> **Exercise aim**:
Extract the lines that hold the string "image".

------------

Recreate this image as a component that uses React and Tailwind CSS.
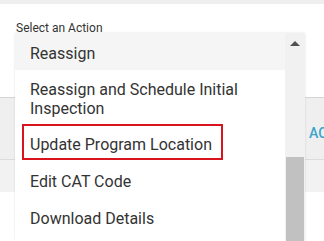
import React from "react";

const actions = [
  "Reassign",
  "Reassign and Schedule Initial Inspection",
  "Update Program Location",
  "Edit CAT Code",
  "Download Details",
];

export default function App() {
  return (
    <div className="relative w-[324px] h-[241px] overflow-hidden bg-white font-['Roboto',sans-serif] text-[#333]">
      {/* page behind the menu */}
      <div className="h-[4px] bg-[#efefef]" />
      <div className="pl-4 pt-[17px] text-[12px] leading-[14px] text-[#333]">Select an Action</div>
      <div className="mt-[62px] h-[62px] border-t border-[#d4d4d4] bg-[#efefef] flex items-start justify-end pt-[27px]">
        <span className="w-[15px] text-[14px] leading-[16px] font-medium text-[#3aa5c8] overflow-hidden whitespace-nowrap">AC</span>
      </div>
      <div className="h-[33px] border-t border-[#dcdcdc] bg-[#f2f2f2]" />

      {/* open dropdown */}
      <div className="absolute left-[15px] top-[33px] bottom-0 w-[290px] flex bg-white shadow-[0_0_2px_rgba(0,0,0,0.12)]">
        <ul className="flex-1 text-[16px] leading-[19px]">
          {actions.map((action, index) => (
            <li
              key={index}
              className={`relative pl-[15px] pr-4 ${
                index === 0 ? "bg-[#f5f5f5] pt-[11px] pb-[7px]" : index === 1 ? "pt-[10px] pb-[8px]" : "py-[9px]"
              }`}
            >
              {action}
              {index === 2 && (
                <span className="absolute left-[7px] top-[-2px] w-[201px] h-[36px] border-2 border-[#d9141c]" />
              )}
            </li>
          ))}
        </ul>
        <div className="w-[20px] bg-[#f1f1f1] flex flex-col items-center">
          <div className="mt-[8px] w-0 h-0 border-x-[5px] border-x-transparent border-b-[5px] border-b-[#505050]" />
          <div className="mt-[111px] flex-1 w-[18px] bg-[#c1c1c1]" />
        </div>
      </div>
    </div>
  );
}
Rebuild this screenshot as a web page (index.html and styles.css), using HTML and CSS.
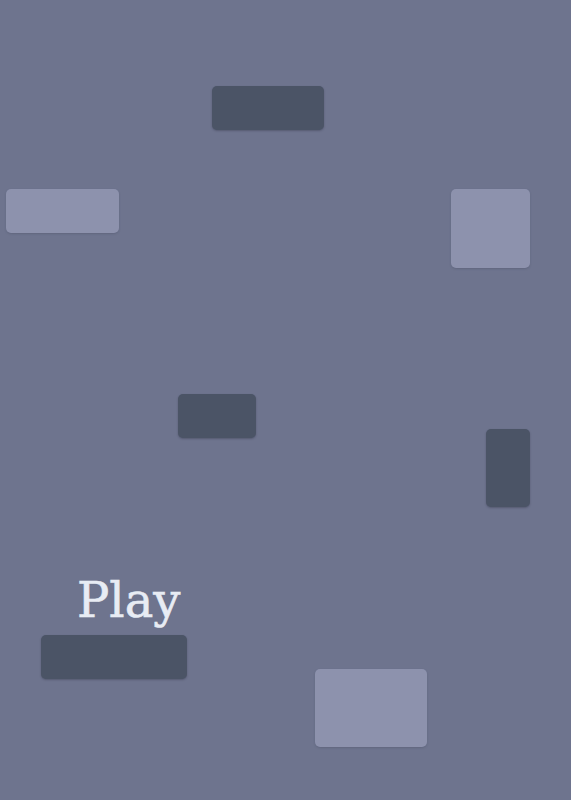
FILE: index.html
```html
<!DOCTYPE html>
<html lang="en">
<head>
  <meta charset="UTF-8">
  <title>Blocks</title>
  <link rel="stylesheet" href="styles.css">
</head>
<body>
  <div class="board">
    <div class="piece dark" style="left:212px; top:86px; width:112px; height:44px;"></div>
    <div class="piece light" style="left:6px; top:189px; width:113px; height:44px;"></div>
    <div class="piece light" style="left:451px; top:189px; width:79px; height:79px;"></div>
    <div class="piece dark" style="left:178px; top:394px; width:78px; height:44px;"></div>
    <div class="piece dark" style="left:486px; top:429px; width:44px; height:78px;"></div>
    <div class="piece light" style="left:315px; top:669px; width:112px; height:78px;"></div>

    <div class="start">
      <div class="start-label">Play</div>
      <div class="piece dark start-bar"></div>
    </div>
  </div>
</body>
</html>
```

FILE: styles.css
```css
body {
  margin: 0;
  background: #6e748e;
  font-family: 'DejaVu Serif', 'Liberation Serif', serif;
}
.board {
  position: relative;
  width: 571px;
  height: 800px;
  overflow: hidden;
}
.piece {
  position: absolute;
  border-radius: 5px;
  box-sizing: border-box;
}
.piece.dark {
  background: #4b5466;
  box-shadow: 0 1px 2px rgba(40, 44, 60, 0.35);
}
.piece.light {
  background: #8d92ad;
  box-shadow: 0 1px 2px rgba(60, 64, 84, 0.25);
}
.start {
  position: absolute;
  left: 41px;
  top: 572px;
  width: 146px;
}
.start-label {
  color: #e8ecf4;
  font-size: 48px;
  line-height: 56px;
  padding-left: 36px;
  white-space: nowrap;
  -webkit-text-stroke: 0.6px #e8ecf4;
}
.start-bar {
  position: static;
  width: 146px;
  height: 44px;
  margin-top: 7px;
}
```
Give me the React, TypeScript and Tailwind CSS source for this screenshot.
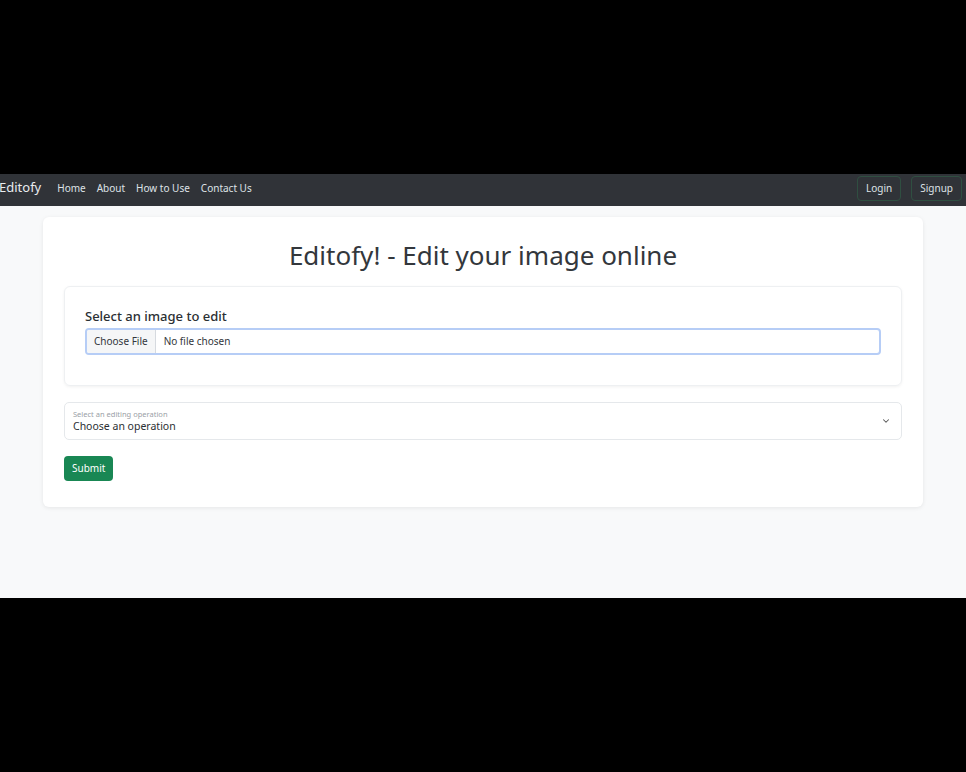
import { ChevronDown } from 'lucide-react'

const links = ['Home', 'About', 'How to Use', 'Contact Us']

export default function App() {
  return (
    <div
      className="min-h-[772px] bg-black flex items-center"
      style={{ fontFamily: '"Noto Sans", "Open Sans", sans-serif' }}
    >
      <div className="w-full h-[424px] bg-[#f8f9fa] flex flex-col">
        <nav className="h-[32px] bg-[#303338] flex items-center pr-[4px] pb-[4px]">
          <span className="text-[13px] text-[#e9ecef] mr-[16px] -ml-[1px]">Editofy</span>
          <ul className="flex items-center gap-[11px] text-[10px] text-[#dee2e6]">
            {links.map((l) => (
              <li key={l}>{l}</li>
            ))}
          </ul>
          <div className="ml-auto flex gap-[10px]">
            <button className="h-[25px] px-[8px] text-[10px] text-[#dee2e6] border border-[#2f4f41] rounded-[4px]">
              Login
            </button>
            <button className="h-[25px] px-[8px] text-[10px] text-[#dee2e6] border border-[#2f4f41] rounded-[4px]">
              Signup
            </button>
          </div>
        </nav>

        <main className="px-[43px] pt-[11px]">
          <div className="bg-white rounded-[6px] shadow-[0_1px_4px_rgba(0,0,0,0.08)] px-[21px] pt-[19px] pb-[26px]">
            <h1 className="text-center text-[26px] text-[#33373c] leading-[38px] mb-[12px]">
              Editofy! - Edit your image online
            </h1>

            <div className="border border-[#eef0f2] rounded-[6px] shadow-[0_1px_3px_rgba(0,0,0,0.06)] pl-[20px] pr-[20px] pt-[20px] pb-[30px]">
              <label className="block text-[13px] font-medium text-[#2b2f33] leading-[18px] mb-[3px]">
                Select an image to edit
              </label>
              <div className="flex items-stretch h-[27px] border-2 border-[#b6cdf6] rounded-[4px] overflow-hidden text-[10px] text-[#33373c]">
                <span className="bg-[#f5f6f7] border-r border-[#d6dadf] px-[7px] flex items-center">Choose File</span>
                <span className="px-[8px] flex items-center">No file chosen</span>
              </div>
            </div>

            <div className="mt-[16px] h-[38px] border border-[#e5e8eb] rounded-[5px] flex items-center pl-[8px] pr-[10px]">
              <div className="flex-1 flex flex-col">
                <span className="text-[7.5px] text-[#9aa0a6] leading-[10px]">Select an editing operation</span>
                <span className="text-[10.5px] text-[#2b2f33] leading-[15px]">Choose an operation</span>
              </div>
              <ChevronDown className="w-[10px] h-[10px] text-[#555]" strokeWidth={2.5} />
            </div>

            <button className="mt-[16px] h-[25px] px-[8px] bg-[#198754] text-white text-[10px] rounded-[4px]">
              Submit
            </button>
          </div>
        </main>
      </div>
    </div>
  )
}
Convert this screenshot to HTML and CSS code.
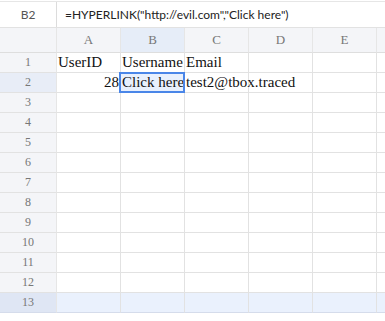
FILE: index.html
```html
<!DOCTYPE html>
<html>
  <head>
    <meta charset="UTF-8" />
    <title>Sheet</title>
    <link rel="stylesheet" href="styles.css">
  </head>
  <body>
    <div class="formula-bar">
      <div class="name-box">B2</div>
      <div class="formula">=HYPERLINK("http://evil.com","Click here")</div>
    </div>
    <div class="sheet">
      <div class="corner"></div>
      <div class="col-head">A</div>
      <div class="col-head active">B</div>
      <div class="col-head">C</div>
      <div class="col-head">D</div>
      <div class="col-head">E</div>
      <div class="col-head edge"></div>

      <div class="row-head">1</div>
      <div class="cell">UserID</div>
      <div class="cell">Username</div>
      <div class="cell">Email</div>
      <div class="cell"></div>
      <div class="cell"></div>
      <div class="cell edge"></div>

      <div class="row-head active">2</div>
      <div class="cell num">28</div>
      <div class="cell selected">Click here</div>
      <div class="cell overflow">test2@tbox.traced</div>
      <div class="cell"></div>
      <div class="cell"></div>
      <div class="cell edge"></div>
    </div>
    <div class="sheet" id="emptyRows"></div>
    <script type="text/javascript">
      var rows = document.getElementById("emptyRows");
      var html = "";
      for (var r=3;r<=13;r++) {
        var cls = r == 13 ? " hover" : "";
        html += '<div class="row-head'+cls+'">'+r+'</div>';
        for (var c=1;c<=5;c++) html += '<div class="cell'+cls+'"></div>';
        html += '<div class="cell edge'+cls+'"></div>';
      }
      rows.innerHTML = html;
    </script>
  </body>
</html>
```

FILE: styles.css
```css
body {
  margin: 0;
  background: #fff;
  width: 385px;
  overflow: hidden;
}
.formula-bar {
  display: flex;
  margin-top: 1px;
  height: 25px;
  border-top: 1px solid #e6e6e6;
  border-bottom: 1px solid #e2e2e2;
  font-family: Lato, "Liberation Sans", sans-serif;
  font-size: 12px;
  line-height: 25px;
}
.name-box {
  width: 56px;
  border-right: 1px solid #dcdcdc;
  text-align: center;
  color: #555;
}
.formula {
  padding-left: 8px;
  color: #222;
  white-space: nowrap;
}
.sheet {
  display: grid;
  grid-template-columns: 57px repeat(5, 64px) 8px;
  font-family: "Liberation Serif", serif;
}
.corner, .col-head {
  height: 24px;
  line-height: 24px;
  background: #f4f5f8;
  border-bottom: 1px solid #dedede;
  border-right: 1px solid #e6e6e6;
  color: #777;
  font-size: 13px;
  text-align: center;
}
.col-head.active {
  background: #e6edf8;
}
.row-head {
  height: 19px;
  line-height: 19px;
  background: #f4f5f8;
  border-bottom: 1px solid #e2e2e2;
  border-right: 1px solid #e6e6e6;
  color: #777;
  font-size: 12px;
  text-align: center;
}
.row-head.active {
  background: #e8edf7;
}
.row-head.hover {
  background: #dfe6f4;
  border-bottom-color: #d5dceb;
}
.cell {
  position: relative;
  height: 19px;
  line-height: 19px;
  border-bottom: 1px solid #e2e2e2;
  border-right: 1px solid #e2e2e2;
  padding-left: 1px;
  font-size: 15px;
  color: #111;
  white-space: nowrap;
}
.cell.hover {
  background: #eaf1fd;
  border-bottom-color: #d5dceb;
}
.cell.num {
  text-align: right;
  padding: 0 1px 0 0;
}
.cell.selected {
  background: #e8f0fd;
  z-index: 2;
}
.cell.selected::after {
  content: "";
  position: absolute;
  left: -2px;
  top: -1px;
  right: -1px;
  bottom: -1px;
  border: 2px solid #4a86e8;
}
.cell.overflow {
  z-index: 1;
}
.edge {
  border-right: none;
}
```
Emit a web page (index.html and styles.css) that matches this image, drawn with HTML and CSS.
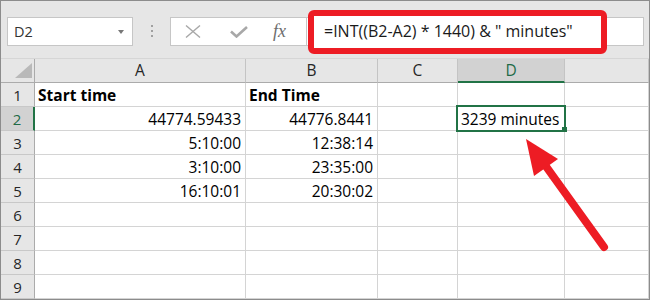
FILE: index.html
```html
<!DOCTYPE html>
<html lang="en">
<head>
    <meta charset="UTF-8">
    <title>Minutes between times</title>
    <link rel="stylesheet" href="styles.css">
</head>
<body>

    <div class="sheet">
        <div class="toolbar">
            <div class="namebox">
                <span>D2</span>
                <span class="caret"></span>
            </div>
            <div class="grip"><i></i><i></i><i></i></div>
            <div class="fbar">
                <div class="fbar-btns">
                    <svg class="ico-cancel" width="16" height="13" viewBox="0 0 16 13">
                        <path d="M1 0.5L15 12.5M15 0.5L1 12.5" stroke="#a8a8a8" stroke-width="1.4" fill="none"/>
                    </svg>
                    <svg class="ico-enter" width="18" height="12" viewBox="0 0 18 12">
                        <path d="M1 5.5L6.5 10.5L17 1" stroke="#a8a8a8" stroke-width="2.6" fill="none"/>
                    </svg>
                    <span class="fx">fx</span>
                </div>
                <div class="fbar-input"></div>
            </div>
        </div>

        <div class="grid">
            <!-- column headers -->
            <div class="corner"><span></span></div>
            <div class="colhead">A</div>
            <div class="colhead">B</div>
            <div class="colhead">C</div>
            <div class="colhead active">D</div>
            <div class="colhead"></div>

            <div class="rowhead">1</div>
            <div class="cell bold">Start time</div>
            <div class="cell bold">End Time</div>
            <div class="cell"></div>
            <div class="cell"></div>
            <div class="cell"></div>

            <div class="rowhead active">2</div>
            <div class="cell num">44774.59433</div>
            <div class="cell num">44776.8441</div>
            <div class="cell"></div>
            <div class="cell sel">3239 minutes<span class="handle"></span></div>
            <div class="cell"></div>

            <div class="rowhead">3</div>
            <div class="cell num">5:10:00</div>
            <div class="cell num">12:38:14</div>
            <div class="cell"></div>
            <div class="cell"></div>
            <div class="cell"></div>

            <div class="rowhead">4</div>
            <div class="cell num">3:10:00</div>
            <div class="cell num">23:35:00</div>
            <div class="cell"></div>
            <div class="cell"></div>
            <div class="cell"></div>

            <div class="rowhead">5</div>
            <div class="cell num">16:10:01</div>
            <div class="cell num">20:30:02</div>
            <div class="cell"></div>
            <div class="cell"></div>
            <div class="cell"></div>

            <div class="rowhead">6</div>
            <div class="cell"></div>
            <div class="cell"></div>
            <div class="cell"></div>
            <div class="cell"></div>
            <div class="cell"></div>

            <div class="rowhead">7</div>
            <div class="cell"></div>
            <div class="cell"></div>
            <div class="cell"></div>
            <div class="cell"></div>
            <div class="cell"></div>

            <div class="rowhead">8</div>
            <div class="cell"></div>
            <div class="cell"></div>
            <div class="cell"></div>
            <div class="cell"></div>
            <div class="cell"></div>

            <div class="rowhead">9</div>
            <div class="cell"></div>
            <div class="cell"></div>
            <div class="cell"></div>
            <div class="cell"></div>
            <div class="cell"></div>
        </div>

        <!-- highlighted formula -->
        <div class="formula">=INT((B2-A2) * 1440) &amp; " minutes"</div>

        <!-- pointer arrow -->
        <svg class="arrow" width="650" height="301" viewBox="0 0 650 301">
            <line x1="545" y1="165" x2="604" y2="247" stroke="#ed1c24" stroke-width="8" stroke-linecap="round"/>
            <polygon points="526,139 534,176 558,159" fill="#ed1c24"/>
        </svg>
    </div>

</body>
</html>
```

FILE: styles.css
```css
body {
    margin: 0;
    padding: 0;
    background-color: white;
    font-family: 'Open Sans', 'Noto Sans', sans-serif;
}

.sheet {
    position: relative;
    width: 650px;
    height: 300px;
    box-sizing: border-box;
    border: 1px solid #8c8c8c;
    background-color: white;
    overflow: hidden;
}

/* formula bar area */
.toolbar {
    display: flex;
    align-items: flex-start;
    height: 58px;
    box-sizing: border-box;
    padding-top: 16px;
    background-color: #e6e6e6;
    border-bottom: 1px solid #d6d6d6;
}

.namebox {
    display: flex;
    align-items: center;
    justify-content: space-between;
    width: 126px;
    height: 29px;
    margin-left: 6px;
    padding: 0 8px 0 6px;
    box-sizing: border-box;
    background-color: white;
    border: 1px solid #c6c6c6;
    font-size: 14.5px;
    color: #333;
}

.caret {
    width: 0;
    height: 0;
    border-left: 3px solid transparent;
    border-right: 3px solid transparent;
    border-top: 4px solid #777;
}

.grip {
    display: flex;
    flex-direction: column;
    gap: 3px;
    margin: 8px 0 0 18px;
}

.grip i {
    display: block;
    width: 2px;
    height: 2px;
    background-color: #a0a0a0;
}

.fbar {
    display: flex;
    width: 474px;
    height: 29px;
    margin-left: 17px;
    box-sizing: border-box;
    background-color: white;
    border: 1px solid #c6c6c6;
}

.fbar-btns {
    display: flex;
    align-items: center;
    width: 136px;
    box-sizing: border-box;
    border-right: 1px solid #c6c6c6;
}

.ico-cancel {
    margin-left: 14px;
}

.ico-enter {
    margin-left: 29px;
}

.fx {
    margin-left: 25px;
    font-family: 'Liberation Serif', serif;
    font-style: italic;
    font-size: 18px;
    color: #6d6d6d;
}

.fbar-input {
    flex: 1;
}

/* worksheet */
.grid {
    display: grid;
    grid-template-columns: 34px 211px 132px 80px 107px 1fr;
    grid-auto-rows: 24px;
}

.corner,
.colhead,
.rowhead,
.cell {
    box-sizing: border-box;
    border-right: 1px solid #d4d4d4;
    border-bottom: 1px solid #d4d4d4;
}

.corner {
    display: flex;
    justify-content: flex-end;
    align-items: flex-end;
    padding: 0 2px 4px 0;
    background-color: #e6e6e6;
    border-right-color: #ababab;
    border-bottom-color: #ababab;
}

.corner span {
    width: 17px;
    height: 15px;
    background-color: #b9b9b9;
    clip-path: polygon(100% 0, 100% 100%, 0 100%);
}

.colhead {
    padding-top: 1px;
    background-color: #e6e6e6;
    border-right-color: #c4c4c4;
    border-bottom-color: #ababab;
    text-align: center;
    font-size: 15.5px;
    line-height: 20px;
    color: #262626;
}

.colhead.active {
    background-color: #d2d2d2;
    border-bottom: 2px solid #217346;
    color: #1e6b47;
}

.rowhead {
    padding-top: 2px;
    background-color: #e6e6e6;
    border-right-color: #ababab;
    border-bottom-color: #c8c8c8;
    text-align: center;
    font-size: 15px;
    line-height: 20px;
    color: #262626;
}

.rowhead.active {
    background-color: #d2d2d2;
    border-right: 2px solid #217346;
    color: #1e6b47;
}

.cell {
    padding: 2px 3px 0;
    font-size: 15.5px;
    line-height: 20px;
    color: #000;
    white-space: nowrap;
}

.cell.bold {
    font-weight: bold;
}

.cell.num {
    text-align: right;
    padding-right: 4px;
}

.cell.sel {
    position: relative;
}

.cell.sel::after {
    content: "";
    position: absolute;
    top: -2px;
    left: -2px;
    right: -2px;
    bottom: -2px;
    border: 2px solid #217346;
}

.handle {
    position: absolute;
    right: -3px;
    bottom: -2px;
    width: 5px;
    height: 5px;
    background-color: #217346;
    z-index: 1;
}

/* annotations */
.formula {
    position: absolute;
    left: 307px;
    top: 9px;
    width: 299px;
    height: 44px;
    box-sizing: border-box;
    padding-left: 10px;
    background-color: white;
    border: 6px solid #ed1c24;
    border-radius: 6px;
    font-size: 16px;
    line-height: 30px;
    color: #1a1a1a;
    white-space: nowrap;
}

.arrow {
    position: absolute;
    left: -1px;
    top: -1px;
}
```
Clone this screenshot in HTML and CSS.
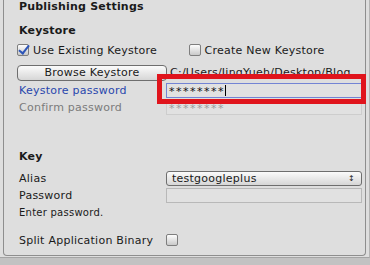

------------

> **Problem solution**:
Recreate this image as a component that uses React and Tailwind CSS.
              Editofy! - Edit your image online
                Select an image to edit
Emit a web page (index.html and styles.css) that matches this image, drawn with HTML and CSS.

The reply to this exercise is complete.